Your answer should be a single number: the count of lines holding the word "Output".

## Data section
--

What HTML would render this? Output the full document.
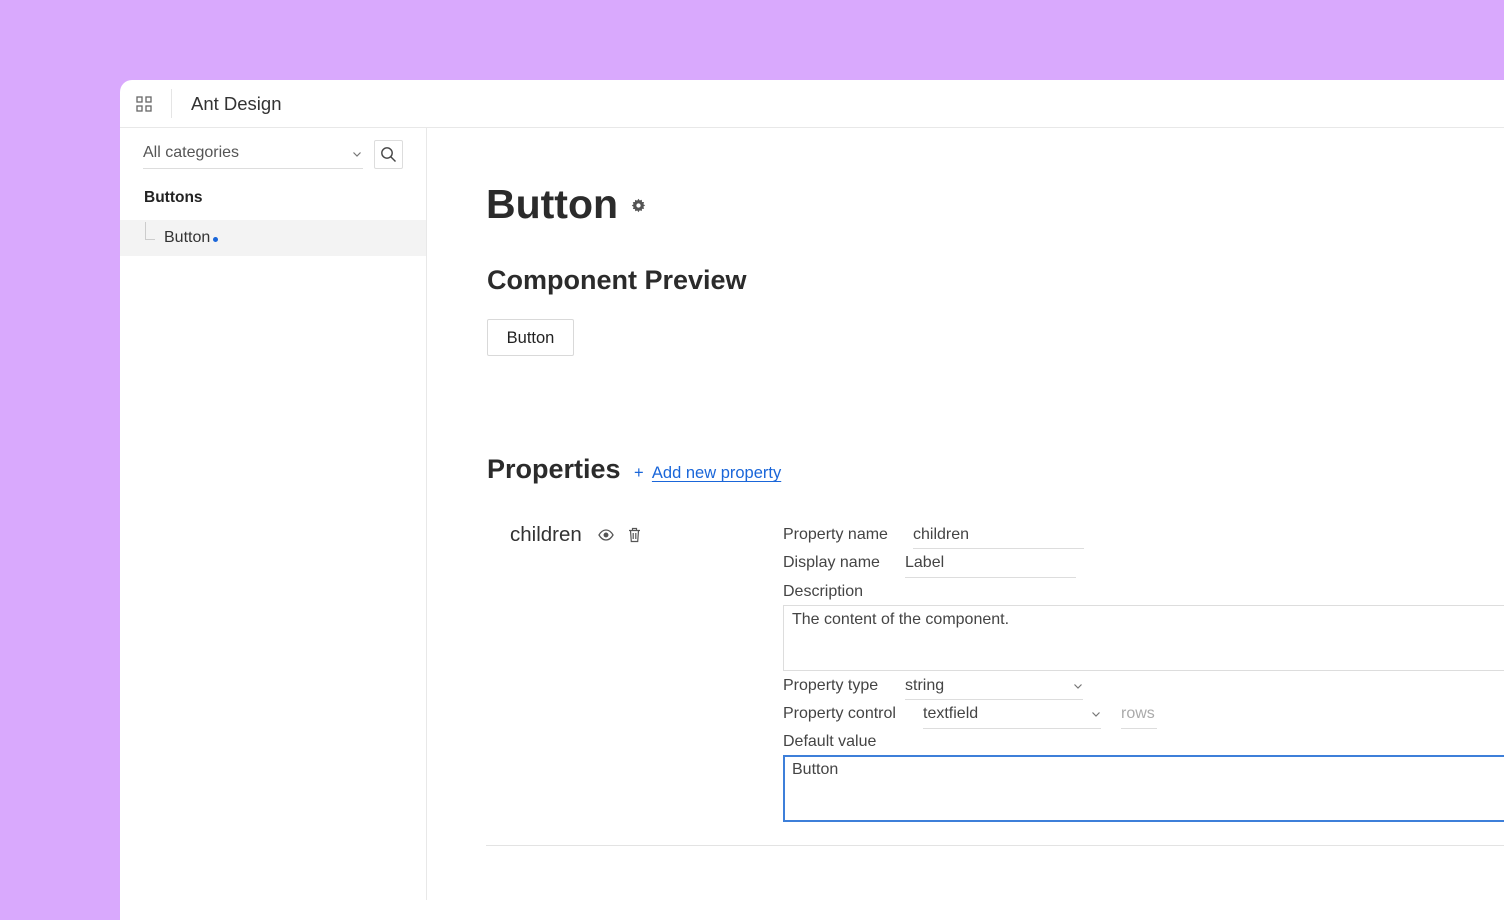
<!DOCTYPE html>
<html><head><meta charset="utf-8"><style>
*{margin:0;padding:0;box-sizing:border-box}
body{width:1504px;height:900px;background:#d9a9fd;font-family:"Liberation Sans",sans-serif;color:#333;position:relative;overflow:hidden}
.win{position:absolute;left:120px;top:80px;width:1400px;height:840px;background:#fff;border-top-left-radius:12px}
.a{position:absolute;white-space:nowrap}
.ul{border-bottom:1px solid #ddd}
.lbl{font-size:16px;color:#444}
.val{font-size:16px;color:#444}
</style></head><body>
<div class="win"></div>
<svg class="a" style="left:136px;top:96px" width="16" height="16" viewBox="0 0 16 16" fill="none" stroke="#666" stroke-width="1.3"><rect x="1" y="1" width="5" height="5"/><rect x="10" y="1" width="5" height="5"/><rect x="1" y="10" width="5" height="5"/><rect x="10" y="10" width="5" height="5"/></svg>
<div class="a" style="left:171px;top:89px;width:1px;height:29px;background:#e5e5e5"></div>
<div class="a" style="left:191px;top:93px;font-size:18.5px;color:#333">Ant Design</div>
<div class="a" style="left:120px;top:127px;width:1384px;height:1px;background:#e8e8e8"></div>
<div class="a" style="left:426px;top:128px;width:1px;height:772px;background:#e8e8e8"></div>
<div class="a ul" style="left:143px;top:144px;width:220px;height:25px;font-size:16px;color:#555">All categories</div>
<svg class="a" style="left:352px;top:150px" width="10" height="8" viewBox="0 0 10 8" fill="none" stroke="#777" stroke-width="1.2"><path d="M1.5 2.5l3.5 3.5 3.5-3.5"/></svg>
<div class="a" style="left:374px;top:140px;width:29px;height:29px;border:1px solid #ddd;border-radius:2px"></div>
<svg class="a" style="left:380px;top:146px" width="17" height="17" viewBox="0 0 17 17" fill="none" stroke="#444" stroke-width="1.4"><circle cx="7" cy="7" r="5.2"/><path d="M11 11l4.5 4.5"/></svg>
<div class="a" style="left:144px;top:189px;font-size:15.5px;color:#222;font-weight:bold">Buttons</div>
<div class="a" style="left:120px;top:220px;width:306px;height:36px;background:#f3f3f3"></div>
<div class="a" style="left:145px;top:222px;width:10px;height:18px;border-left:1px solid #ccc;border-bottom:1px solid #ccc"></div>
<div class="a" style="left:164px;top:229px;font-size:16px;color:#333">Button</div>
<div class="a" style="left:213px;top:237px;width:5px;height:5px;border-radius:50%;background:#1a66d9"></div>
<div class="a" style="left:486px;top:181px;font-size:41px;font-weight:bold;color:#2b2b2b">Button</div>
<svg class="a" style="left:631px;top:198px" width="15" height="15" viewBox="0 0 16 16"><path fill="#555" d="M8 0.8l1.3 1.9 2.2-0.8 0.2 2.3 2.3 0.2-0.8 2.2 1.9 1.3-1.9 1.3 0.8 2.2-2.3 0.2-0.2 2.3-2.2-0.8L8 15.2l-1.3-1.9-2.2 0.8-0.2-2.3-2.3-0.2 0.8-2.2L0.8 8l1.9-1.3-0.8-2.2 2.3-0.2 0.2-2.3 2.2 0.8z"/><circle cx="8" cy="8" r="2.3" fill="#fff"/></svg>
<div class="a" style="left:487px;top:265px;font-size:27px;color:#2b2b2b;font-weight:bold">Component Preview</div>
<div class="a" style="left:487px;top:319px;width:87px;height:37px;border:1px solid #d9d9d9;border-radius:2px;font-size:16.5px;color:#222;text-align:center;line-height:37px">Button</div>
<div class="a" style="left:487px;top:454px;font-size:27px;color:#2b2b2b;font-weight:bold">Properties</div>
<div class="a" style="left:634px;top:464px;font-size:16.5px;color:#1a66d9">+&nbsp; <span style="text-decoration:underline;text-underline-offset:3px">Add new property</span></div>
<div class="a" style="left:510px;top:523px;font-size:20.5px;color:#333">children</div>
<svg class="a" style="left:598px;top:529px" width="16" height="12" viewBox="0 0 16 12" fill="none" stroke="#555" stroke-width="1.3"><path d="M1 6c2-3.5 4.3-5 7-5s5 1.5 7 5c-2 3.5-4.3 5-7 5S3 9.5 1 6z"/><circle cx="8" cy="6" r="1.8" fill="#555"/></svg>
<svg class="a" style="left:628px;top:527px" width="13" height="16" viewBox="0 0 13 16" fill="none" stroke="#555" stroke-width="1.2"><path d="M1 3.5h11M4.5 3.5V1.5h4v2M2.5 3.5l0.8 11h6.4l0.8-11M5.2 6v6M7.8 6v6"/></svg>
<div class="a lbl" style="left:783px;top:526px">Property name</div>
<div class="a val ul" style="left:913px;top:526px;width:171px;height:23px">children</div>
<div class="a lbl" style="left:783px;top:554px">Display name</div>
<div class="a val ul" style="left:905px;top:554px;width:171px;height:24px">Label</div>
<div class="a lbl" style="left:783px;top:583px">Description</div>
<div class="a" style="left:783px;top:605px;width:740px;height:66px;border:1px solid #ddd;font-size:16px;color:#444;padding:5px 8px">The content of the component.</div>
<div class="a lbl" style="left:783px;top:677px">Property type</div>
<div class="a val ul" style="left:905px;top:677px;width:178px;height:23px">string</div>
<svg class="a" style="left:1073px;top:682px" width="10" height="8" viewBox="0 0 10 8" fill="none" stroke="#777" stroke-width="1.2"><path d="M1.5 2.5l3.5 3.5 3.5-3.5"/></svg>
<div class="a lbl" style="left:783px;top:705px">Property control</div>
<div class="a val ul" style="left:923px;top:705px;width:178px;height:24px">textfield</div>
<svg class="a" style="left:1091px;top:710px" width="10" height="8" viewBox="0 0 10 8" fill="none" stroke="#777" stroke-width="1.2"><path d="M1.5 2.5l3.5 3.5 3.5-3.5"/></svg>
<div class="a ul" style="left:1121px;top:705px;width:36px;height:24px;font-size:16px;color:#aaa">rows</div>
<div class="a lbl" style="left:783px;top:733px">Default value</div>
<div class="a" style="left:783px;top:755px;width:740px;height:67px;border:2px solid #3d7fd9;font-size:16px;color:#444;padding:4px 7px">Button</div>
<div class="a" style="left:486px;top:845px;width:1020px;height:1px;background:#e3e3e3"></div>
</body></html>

--

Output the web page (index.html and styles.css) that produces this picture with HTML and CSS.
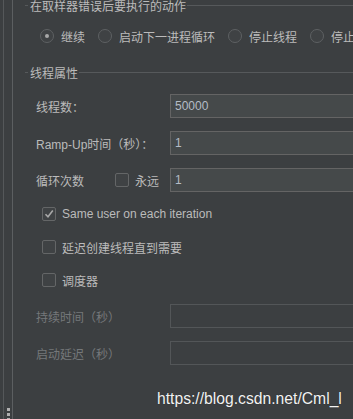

--

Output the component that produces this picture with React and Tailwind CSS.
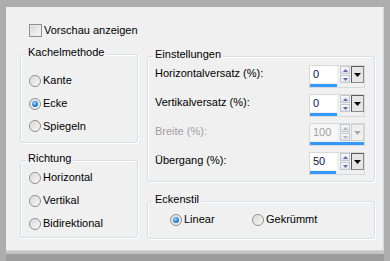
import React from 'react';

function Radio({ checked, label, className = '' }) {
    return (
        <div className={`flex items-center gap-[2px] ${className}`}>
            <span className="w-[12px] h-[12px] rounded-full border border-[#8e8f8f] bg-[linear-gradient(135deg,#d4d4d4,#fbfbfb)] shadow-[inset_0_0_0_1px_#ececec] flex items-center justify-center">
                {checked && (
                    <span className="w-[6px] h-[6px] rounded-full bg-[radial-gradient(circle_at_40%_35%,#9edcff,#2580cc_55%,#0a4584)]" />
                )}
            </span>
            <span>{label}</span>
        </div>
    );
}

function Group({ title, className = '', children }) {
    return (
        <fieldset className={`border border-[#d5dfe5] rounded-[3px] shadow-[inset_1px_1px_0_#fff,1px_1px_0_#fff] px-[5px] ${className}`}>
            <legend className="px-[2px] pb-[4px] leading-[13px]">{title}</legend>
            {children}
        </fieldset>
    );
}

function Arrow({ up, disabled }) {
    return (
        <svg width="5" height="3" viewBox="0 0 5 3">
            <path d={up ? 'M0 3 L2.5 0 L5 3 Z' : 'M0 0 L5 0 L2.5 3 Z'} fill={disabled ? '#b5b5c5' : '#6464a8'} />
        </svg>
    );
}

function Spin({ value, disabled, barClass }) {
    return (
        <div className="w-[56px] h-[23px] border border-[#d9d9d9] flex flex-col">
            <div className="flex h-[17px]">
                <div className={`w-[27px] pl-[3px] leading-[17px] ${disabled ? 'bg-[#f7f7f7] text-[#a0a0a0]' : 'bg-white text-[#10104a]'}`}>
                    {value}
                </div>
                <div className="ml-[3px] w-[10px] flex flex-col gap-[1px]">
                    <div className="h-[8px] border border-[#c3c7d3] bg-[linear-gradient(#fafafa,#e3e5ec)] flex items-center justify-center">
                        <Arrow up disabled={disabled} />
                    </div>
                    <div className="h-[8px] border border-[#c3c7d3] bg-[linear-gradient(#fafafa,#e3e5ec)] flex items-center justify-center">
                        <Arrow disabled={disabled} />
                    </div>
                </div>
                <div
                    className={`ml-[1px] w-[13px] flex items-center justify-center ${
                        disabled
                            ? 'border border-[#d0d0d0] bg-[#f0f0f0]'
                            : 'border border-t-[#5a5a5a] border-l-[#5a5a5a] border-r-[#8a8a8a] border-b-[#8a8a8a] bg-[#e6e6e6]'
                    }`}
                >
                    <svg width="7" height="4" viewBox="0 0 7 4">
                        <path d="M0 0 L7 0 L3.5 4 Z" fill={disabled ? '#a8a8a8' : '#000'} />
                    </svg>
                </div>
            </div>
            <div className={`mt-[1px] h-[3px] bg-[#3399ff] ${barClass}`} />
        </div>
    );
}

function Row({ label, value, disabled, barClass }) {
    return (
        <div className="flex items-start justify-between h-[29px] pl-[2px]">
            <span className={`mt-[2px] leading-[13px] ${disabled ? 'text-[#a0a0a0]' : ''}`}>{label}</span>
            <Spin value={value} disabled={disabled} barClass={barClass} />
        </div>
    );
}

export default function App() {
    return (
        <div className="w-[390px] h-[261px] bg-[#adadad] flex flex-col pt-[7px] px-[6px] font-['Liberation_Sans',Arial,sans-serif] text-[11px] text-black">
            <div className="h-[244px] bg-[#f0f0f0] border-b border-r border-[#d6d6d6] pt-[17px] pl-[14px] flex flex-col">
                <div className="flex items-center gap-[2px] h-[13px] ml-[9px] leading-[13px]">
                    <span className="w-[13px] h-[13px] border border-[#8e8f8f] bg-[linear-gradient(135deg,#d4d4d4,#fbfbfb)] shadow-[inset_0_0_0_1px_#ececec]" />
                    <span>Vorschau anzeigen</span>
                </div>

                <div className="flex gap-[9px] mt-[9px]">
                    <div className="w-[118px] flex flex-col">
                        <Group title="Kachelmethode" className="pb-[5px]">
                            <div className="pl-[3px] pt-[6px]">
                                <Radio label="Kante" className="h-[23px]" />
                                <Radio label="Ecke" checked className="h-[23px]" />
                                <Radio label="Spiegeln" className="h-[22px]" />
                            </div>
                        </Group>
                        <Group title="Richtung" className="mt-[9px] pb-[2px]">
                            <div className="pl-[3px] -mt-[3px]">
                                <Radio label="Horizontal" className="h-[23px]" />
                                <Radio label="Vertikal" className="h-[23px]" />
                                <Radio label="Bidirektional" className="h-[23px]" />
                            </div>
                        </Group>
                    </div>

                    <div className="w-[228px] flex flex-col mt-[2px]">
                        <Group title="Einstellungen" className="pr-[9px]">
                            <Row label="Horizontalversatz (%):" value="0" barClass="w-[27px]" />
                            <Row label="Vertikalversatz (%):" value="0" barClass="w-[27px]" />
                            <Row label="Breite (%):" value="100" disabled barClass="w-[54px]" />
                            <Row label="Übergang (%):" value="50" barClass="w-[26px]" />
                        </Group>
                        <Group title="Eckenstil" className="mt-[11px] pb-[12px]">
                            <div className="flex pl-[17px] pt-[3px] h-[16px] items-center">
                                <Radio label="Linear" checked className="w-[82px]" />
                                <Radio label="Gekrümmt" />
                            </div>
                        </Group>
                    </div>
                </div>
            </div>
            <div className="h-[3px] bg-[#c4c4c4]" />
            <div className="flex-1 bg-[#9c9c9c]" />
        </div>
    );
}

--

## Task solution
3